Schweizer Gericht verurteilt homophoben Hassprediger

Ein Lehrstück säkularer Rechtsprechung

Diskriminierende Äußerungen über Homosexuelle sind Schweizer Richtern zufolge auch dann eine Straftat, wenn sie im Wortlaut einer angeblich "heiligen Schrift" entsprechen. Dies hat nun das Züricher Bezirksgericht festgestellt und einen schwulenfeindlichen Straßenprediger zu 15.200 Franken (etwa 15.600 Euro) Geldstrafe verurteilt. Zur Verteidigung hatte der Mann angegeben, dass er nur aus der Bibel zitiert habe.

Es ist einer der ersten Fälle, bei denen ein neues, erweitertes Anti-Diskriminierungsgesetz Anwendung gefunden hat. Das Urteil ist beispielhaft für den zeitgemäßen Umgang eines modernen Staates mit religiösen Herrschaftsfantasien.

In Deutschland hatte vor kurzem ein ähnlich gelagerter Fall für Aufsehen gesorgt, als im Frühjahr der evangelikale Prediger Olaf Latzel in zweiter Instanz vom Vorwurf der Volksverhetzung freigesprochen wurde, nachdem ihn bereits ein Gericht zur Geldstrafe von 8.100 Euro verurteilt hatte. Ein Gutachter attestierte den homophoben Äußerungen Latzels eine biblische Grundlage, womit sie nach Ansicht der Richter unter die Religionsfreiheit fielen und vor Strafverfolgung geschützt seien. In einem damals auch als YouTube-Video verfügbaren Eheseminar hatte Latzel unter anderem Homosexuelle und die Beteiligten am Christopher Street Day als Verbrecher bezeichnet, zudem äußerte er sich diffamierend über gendersensible Ansichten.

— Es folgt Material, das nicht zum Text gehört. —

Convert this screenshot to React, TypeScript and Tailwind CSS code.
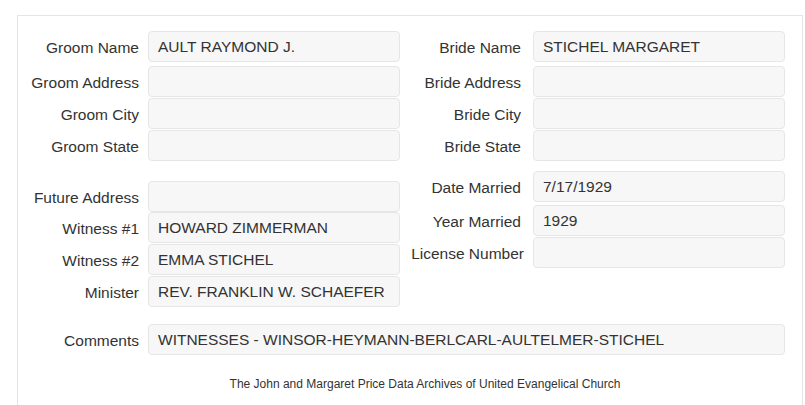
import React from 'react';

type FieldProps = {
  label: string;
  value?: string;
  gap: 'left' | 'right';
  className?: string;
  labelClass?: string;
};

function Field({ label, value = '', gap, className = '', labelClass = '' }: FieldProps) {
  return (
    <div className={`flex items-center h-[31px] ${className}`}>
      <div className={`w-[121px] shrink-0 text-right whitespace-nowrap pt-[3px] ${labelClass}`}>{label}</div>
      <div
        className={`${gap === 'left' ? 'ml-[9px]' : 'ml-[12px]'} w-[252px] h-full shrink-0 flex items-center pl-[9px] bg-[#f7f7f7] border border-[#e6e6e6] rounded-[4px] whitespace-nowrap overflow-hidden`}
      >
        {value}
      </div>
    </div>
  );
}

export default function App() {
  return (
    <div className="w-[805px] h-[405px] overflow-hidden bg-white text-[#333] text-[15.5px] font-['Liberation_Sans',Arial,sans-serif]">
      <div className="ml-[17px] mt-[15px] w-[786px] border border-[#e5e5e5] pt-[15px] pb-[20px]">
        <div className="flex">
          <div className="w-[382px] flex flex-col">
            <Field gap="left" label="Groom Name" value="AULT RAYMOND J." />
            <Field gap="left" label="Groom Address" className="mt-[4px]" />
            <Field gap="left" label="Groom City" className="mt-[1px]" />
            <Field gap="left" label="Groom State" className="mt-[1px]" />
            <Field gap="left" label="Future Address" className="mt-[20px]" />
            <Field gap="left" label="Witness #1" value="HOWARD ZIMMERMAN" />
            <Field gap="left" label="Witness #2" value="EMMA STICHEL" className="mt-[1px]" />
            <Field gap="left" label="Minister" value="REV. FRANKLIN W. SCHAEFER" className="mt-[1px]" />
          </div>
          <div className="w-[385px] flex flex-col">
            <Field gap="right" label="Bride Name" value="STICHEL MARGARET" />
            <Field gap="right" label="Bride Address" className="mt-[4px]" />
            <Field gap="right" label="Bride City" className="mt-[1px]" />
            <Field gap="right" label="Bride State" className="mt-[1px]" />
            <Field gap="right" label="Date Married" value="7/17/1929" className="mt-[10px]" />
            <Field gap="right" label="Year Married" value="1929" className="mt-[3px]" />
            <Field gap="right" label="License Number" className="mt-[1px]" labelClass="relative left-[3px]" />
          </div>
        </div>

        <div className="mt-[17px] flex items-center h-[31px]">
          <div className="w-[121px] shrink-0 text-right pt-[3px]">Comments</div>
          <div className="ml-[9px] w-[637px] h-full flex items-center pl-[9px] bg-[#f7f7f7] border border-[#e6e6e6] rounded-[4px] whitespace-nowrap">
            WITNESSES - WINSOR-HEYMANN-BERLCARL-AULTELMER-STICHEL
          </div>
        </div>

        <div className="mt-[21px] pl-[30px] flex justify-center text-[12px] leading-[17px]">
          The John and Margaret Price Data Archives of United Evangelical Church
        </div>
      </div>
    </div>
  );
}
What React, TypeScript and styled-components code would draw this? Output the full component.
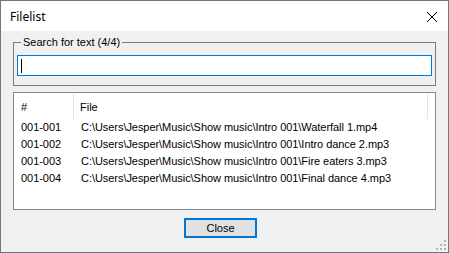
import React from 'react'
import styled, { createGlobalStyle } from 'styled-components'

const GlobalStyle = createGlobalStyle`
  html, body {
    margin: 0;
    padding: 0;
    background: #ffffff;
  }
  * {
    box-sizing: border-box;
  }
`

const Window = styled.div`
  position: relative;
  width: 449px;
  height: 253px;
  border: 1px solid #767676;
  background: #f0f0f0;
  display: flex;
  flex-direction: column;
  font-family: "Liberation Sans", Arial, sans-serif;
  font-size: 11px;
  color: #000;
`

const TitleBar = styled.div`
  height: 30px;
  background: #ffffff;
  display: flex;
  align-items: center;
  justify-content: space-between;
  padding: 0 10px 0 9px;
`

const Title = styled.div`
  font-family: "Noto Sans", "Open Sans", sans-serif;
  font-size: 12px;
  padding-top: 1px;
`

const CloseGlyph = styled.svg`
  display: block;
  width: 12px;
  height: 12px;
  margin-top: 1px;
`

const Client = styled.div`
  flex: 1;
  display: flex;
  flex-direction: column;
  padding: 5px 12px 0 12px;
`

const GroupBox = styled.fieldset`
  margin: 0;
  padding: 6px 3px 9px 3px;
  border: 1px solid #7c7c7c;
  min-width: 0;
`

const GroupLabel = styled.legend`
  padding: 0 2px;
  margin-left: 4px;
  line-height: 13px;
  font-size: 11px;
`

const SearchInput = styled.div`
  height: 21px;
  border: 1px solid #0078d7;
  background: #ffffff;
  display: flex;
  align-items: center;
  padding-left: 3px;
`

const Caret = styled.span`
  display: block;
  width: 1px;
  height: 14px;
  background: #000;
`

const ListView = styled.div`
  margin-top: 6px;
  height: 118px;
  border: 1px solid #828790;
  background: #ffffff;
  display: flex;
  flex-direction: column;
`

const HeaderRow = styled.div`
  display: flex;
  height: 25px;
  align-items: center;
`

const HeaderCell = styled.div<{ $w?: number; $divider?: boolean }>`
  width: ${({ $w }) => ($w ? `${$w}px` : 'auto')};
  flex: ${({ $w }) => ($w ? 'none' : '1')};
  height: 100%;
  display: flex;
  align-items: center;
  padding-left: ${({ $w }) => ($w ? '7px' : '6px')};
  border-right: ${({ $divider }) => ($divider ? '1px solid #e5e5e5' : 'none')};
  margin-top: 2px;
`

const HeaderFiller = styled.div`
  width: 7px;
  height: 100%;
  margin-top: 2px;
`

const Row = styled.div`
  display: flex;
  height: 17px;
  align-items: center;
  padding-top: 1px;
`

const Cell = styled.div<{ $w?: number }>`
  width: ${({ $w }) => ($w ? `${$w}px` : 'auto')};
  flex: ${({ $w }) => ($w ? 'none' : '1')};
  padding-left: ${({ $w }) => ($w ? '7px' : '6px')};
  white-space: nowrap;
  letter-spacing: -0.05px;
`

const Footer = styled.div`
  display: flex;
  justify-content: center;
  padding: 8px 8px 0 0;
`

const Button = styled.button`
  width: 73px;
  height: 20px;
  border: 2px solid #0078d7;
  background: #e1e1e1;
  font-family: "Liberation Sans", Arial, sans-serif;
  font-size: 11px;
  color: #000;
  padding: 0;
  margin: 0;
`

const Grip = styled.svg`
  position: absolute;
  right: 1px;
  bottom: 1px;
  width: 11px;
  height: 11px;
`

const rows = [
  ['001-001', 'C:\\Users\\Jesper\\Music\\Show music\\Intro 001\\Waterfall 1.mp4'],
  ['001-002', 'C:\\Users\\Jesper\\Music\\Show music\\Intro 001\\Intro dance 2.mp3'],
  ['001-003', 'C:\\Users\\Jesper\\Music\\Show music\\Intro 001\\Fire eaters 3.mp3'],
  ['001-004', 'C:\\Users\\Jesper\\Music\\Show music\\Intro 001\\Final dance 4.mp3'],
]

const App: React.FC = () => {
  return (
    <>
      <GlobalStyle />
      <Window>
        <TitleBar>
          <Title>Filelist</Title>
          <CloseGlyph viewBox="0 0 12 12">
            <path d="M1 1 L11 11 M11 1 L1 11" stroke="#000" strokeWidth="1" fill="none" />
          </CloseGlyph>
        </TitleBar>
        <Client>
          <GroupBox>
            <GroupLabel>Search for text (4/4)</GroupLabel>
            <SearchInput>
              <Caret />
            </SearchInput>
          </GroupBox>
          <ListView>
            <HeaderRow>
              <HeaderCell $w={60} $divider>#</HeaderCell>
              <HeaderCell $divider>File</HeaderCell>
              <HeaderFiller />
            </HeaderRow>
            {rows.map(([id, path]) => (
              <Row key={id}>
                <Cell $w={61}>{id}</Cell>
                <Cell>{path}</Cell>
              </Row>
            ))}
          </ListView>
          <Footer>
            <Button>Close</Button>
          </Footer>
        </Client>
        <Grip viewBox="0 0 11 11">
          <g fill="#b4b4b4">
            <rect x="8" y="0" width="2" height="2" />
            <rect x="4" y="4" width="2" height="2" />
            <rect x="8" y="4" width="2" height="2" />
            <rect x="0" y="8" width="2" height="2" />
            <rect x="4" y="8" width="2" height="2" />
            <rect x="8" y="8" width="2" height="2" />
          </g>
        </Grip>
      </Window>
    </>
  )
}

export default App
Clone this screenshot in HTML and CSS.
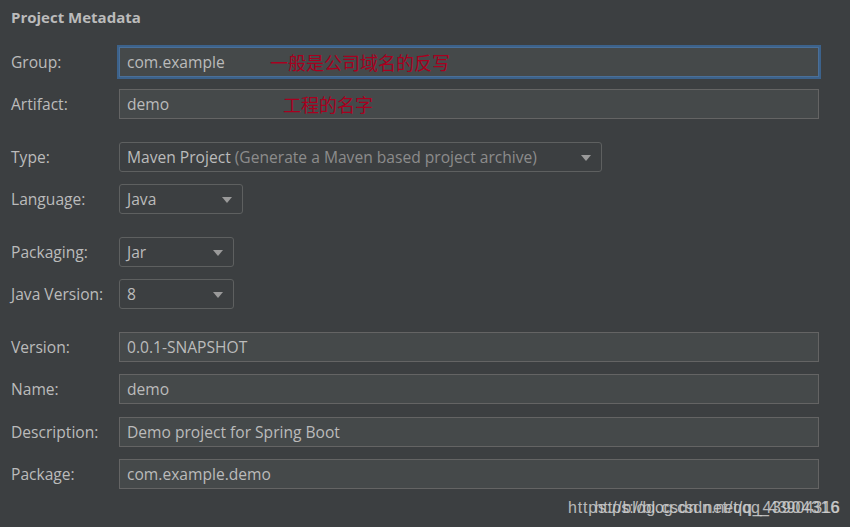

Im Vergleich zu diesen Ausfällen muten die Äußerungen im aktuellen Schweizer Fall geradezu gemäßigt an. Der Fall ereignete sich im Juni 2021, laut einem SRF-Bericht bezeichnete der 63-Jährige in einer Straßenpredigt in einer Züricher Einkaufsstraße Homosexualität als Sünde, homosexuelle Liebe als "böse Lust" und "schändliche Begierde". Beendet wurde der Auftritt des selbsternannten "Bußpredigers", als zwei Passanten die Polizei informierten. Der Prediger versuchte daraufhin, sich den Beamten durch Flucht zu entziehen.

Wegen Diskriminierung und Aufruf zum Hass sowie Verhinderung einer Amtshandlung verurteilte das Züricher Bezirksgericht den Mann Ende Juli zu einer Geldstrafe von 95 Tagessätzen à 95 Franken, insgesamt 15.200 Franken (etwa 15.600 Euro). Die Strafe ist auf Bewährung ausgesetzt, die Staatsanwaltschaft hatte acht Monate Haft ohne Bewährung gefordert. Einem Medienbericht zufolge erklärte der Angeklagte gegenüber dem Gericht, dass er lediglich aus der Bibel zitiert habe. Weiter berief er sich auf seinen angeblich "göttlichen Auftrag", Homosexuelle zur Heterosexualität zu "bekehren".

Diese Einlassung ließ der Richter jedoch nicht gelten: "Gegen das Diskriminierungsverbot verstoßen kann man auch, wenn man aus religiöser Überzeugung Aussagen macht. Denn sie sind für Betroffene herabsetzend und diskriminierend."

Der Schweizer Fall ist einer der ersten, bei denen die ausgeweitete Rassismus-Strafnorm angewandt wurde. Dieses Gesetz umfasst seit Februar 2020 auch das Verbot der Diskriminierung aufgrund der sexuellen Orientierung. Die Änderung erfolgte, nachdem in einer Volksabstimmung über 63 Prozent der Teilnehmenden dafür gestimmt hatten. Ein Ergebnis, das die zunehmende Sensibilität in der Bevölkerung für die Schutzwürdigkeit sexueller Vielfalt widerspiegelt. Man mag aus säkularer Sicht versucht sein, vor diese Hintergrund auch für Deutschland auf eine vergleichbare Gesetzesinitiative zu drängen. Viel näher liegt die Forderung, die bestehenden Gesetze so anzuwenden, dass jeglicher religiöse Hintergrund einer Tat nicht mehr als strafmildernd gewertet wird.